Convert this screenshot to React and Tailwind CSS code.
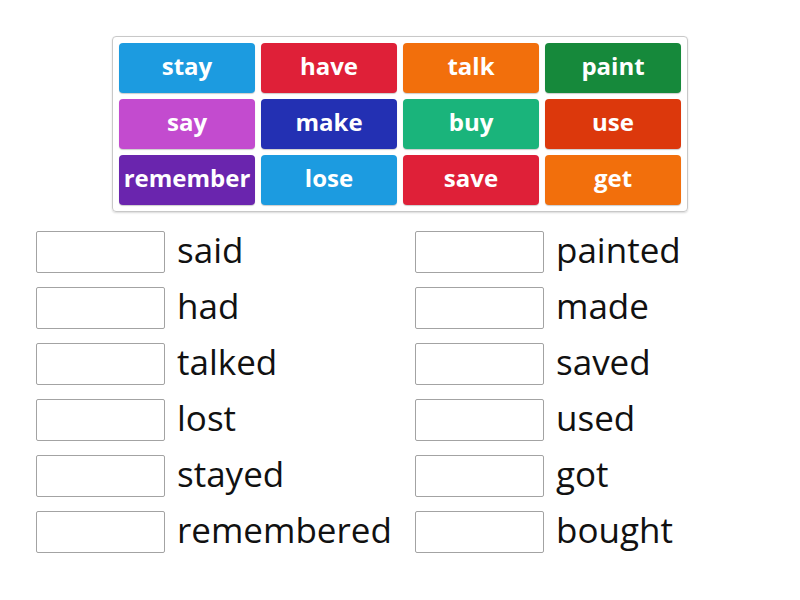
import React from "react";

const tiles = [
  { word: "stay", color: "bg-[#1c9be0]" },
  { word: "have", color: "bg-[#df2038]" },
  { word: "talk", color: "bg-[#f26f0c]" },
  { word: "paint", color: "bg-[#16893b]" },
  { word: "say", color: "bg-[#c34bcf]" },
  { word: "make", color: "bg-[#2330b3]" },
  { word: "buy", color: "bg-[#1ab47b]" },
  { word: "use", color: "bg-[#dc380c]" },
  { word: "remember", color: "bg-[#6a25ae]" },
  { word: "lose", color: "bg-[#1c9be0]" },
  { word: "save", color: "bg-[#df2038]" },
  { word: "get", color: "bg-[#f26f0c]" },
];

const leftWords = ["said", "had", "talked", "lost", "stayed", "remembered"];
const rightWords = ["painted", "made", "saved", "used", "got", "bought"];

function Slot({ word }) {
  return (
    <div className="flex items-center h-[42px]">
      <div className="w-[129px] h-[42px] border border-[#a3a3a3] rounded-[2px] bg-white shrink-0" />
      <span className="ml-3 text-[35px] text-[#111] leading-none pb-[6px]">{word}</span>
    </div>
  );
}

export default function App() {
  return (
    <div
      className="w-[800px] h-[600px] bg-white"
      style={{ fontFamily: '"Open Sans", sans-serif' }}
    >
      <div className="pt-[36px] flex justify-center">
        <div className="w-[576px] p-[6px] border border-[#c8c8c8] rounded-[4px] grid grid-cols-4 gap-[6px] shadow-[0_1px_2px_rgba(0,0,0,0.15)]">
          {tiles.map((t) => (
            <div
              key={t.word}
              className={`${t.color} h-[50px] rounded-[4px] flex items-center justify-center text-white font-bold text-[24px] shadow-[0_1px_1px_rgba(0,0,0,0.2)]`}
            >
              <span className="leading-none pb-[4px]">{t.word}</span>
            </div>
          ))}
        </div>
      </div>

      <div className="mt-[19px] pl-[36px] grid grid-cols-[379px_379px]">
        <div className="flex flex-col gap-[14px]">
          {leftWords.map((w) => (
            <Slot key={w} word={w} />
          ))}
        </div>
        <div className="flex flex-col gap-[14px]">
          {rightWords.map((w) => (
            <Slot key={w} word={w} />
          ))}
        </div>
      </div>
    </div>
  );
}
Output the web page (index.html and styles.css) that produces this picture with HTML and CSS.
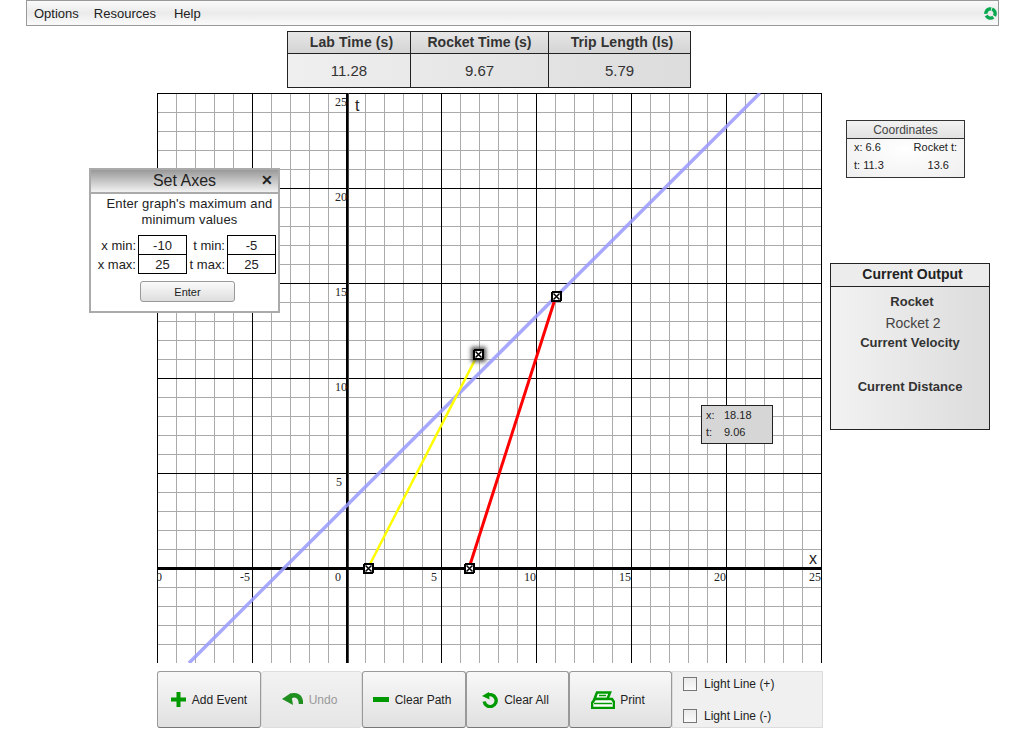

### Challenge
Write the listing above out again exactly, dropping each image.

### Finished exercise
Convert this screenshot to React and Tailwind CSS code.
import React from "react";

const tiles = [
  { word: "stay", color: "bg-[#1c9be0]" },
  { word: "have", color: "bg-[#df2038]" },
  { word: "talk", color: "bg-[#f26f0c]" },
  { word: "paint", color: "bg-[#16893b]" },
  { word: "say", color: "bg-[#c34bcf]" },
  { word: "make", color: "bg-[#2330b3]" },
  { word: "buy", color: "bg-[#1ab47b]" },
  { word: "use", color: "bg-[#dc380c]" },
  { word: "remember", color: "bg-[#6a25ae]" },
  { word: "lose", color: "bg-[#1c9be0]" },
  { word: "save", color: "bg-[#df2038]" },
  { word: "get", color: "bg-[#f26f0c]" },
];

const leftWords = ["said", "had", "talked", "lost", "stayed", "remembered"];
const rightWords = ["painted", "made", "saved", "used", "got", "bought"];

function Slot({ word }) {
  return (
    <div className="flex items-center h-[42px]">
      <div className="w-[129px] h-[42px] border border-[#a3a3a3] rounded-[2px] bg-white shrink-0" />
      <span className="ml-3 text-[35px] text-[#111] leading-none pb-[6px]">{word}</span>
    </div>
  );
}

export default function App() {
  return (
    <div
      className="w-[800px] h-[600px] bg-white"
      style={{ fontFamily: '"Open Sans", sans-serif' }}
    >
      <div className="pt-[36px] flex justify-center">
        <div className="w-[576px] p-[6px] border border-[#c8c8c8] rounded-[4px] grid grid-cols-4 gap-[6px] shadow-[0_1px_2px_rgba(0,0,0,0.15)]">
          {tiles.map((t) => (
            <div
              key={t.word}
              className={`${t.color} h-[50px] rounded-[4px] flex items-center justify-center text-white font-bold text-[24px] shadow-[0_1px_1px_rgba(0,0,0,0.2)]`}
            >
              <span className="leading-none pb-[4px]">{t.word}</span>
            </div>
          ))}
        </div>
      </div>

      <div className="mt-[19px] pl-[36px] grid grid-cols-[379px_379px]">
        <div className="flex flex-col gap-[14px]">
          {leftWords.map((w) => (
            <Slot key={w} word={w} />
          ))}
        </div>
        <div className="flex flex-col gap-[14px]">
          {rightWords.map((w) => (
            <Slot key={w} word={w} />
          ))}
        </div>
      </div>
    </div>
  );
}
Output the web page (index.html and styles.css) that produces this picture with HTML and CSS.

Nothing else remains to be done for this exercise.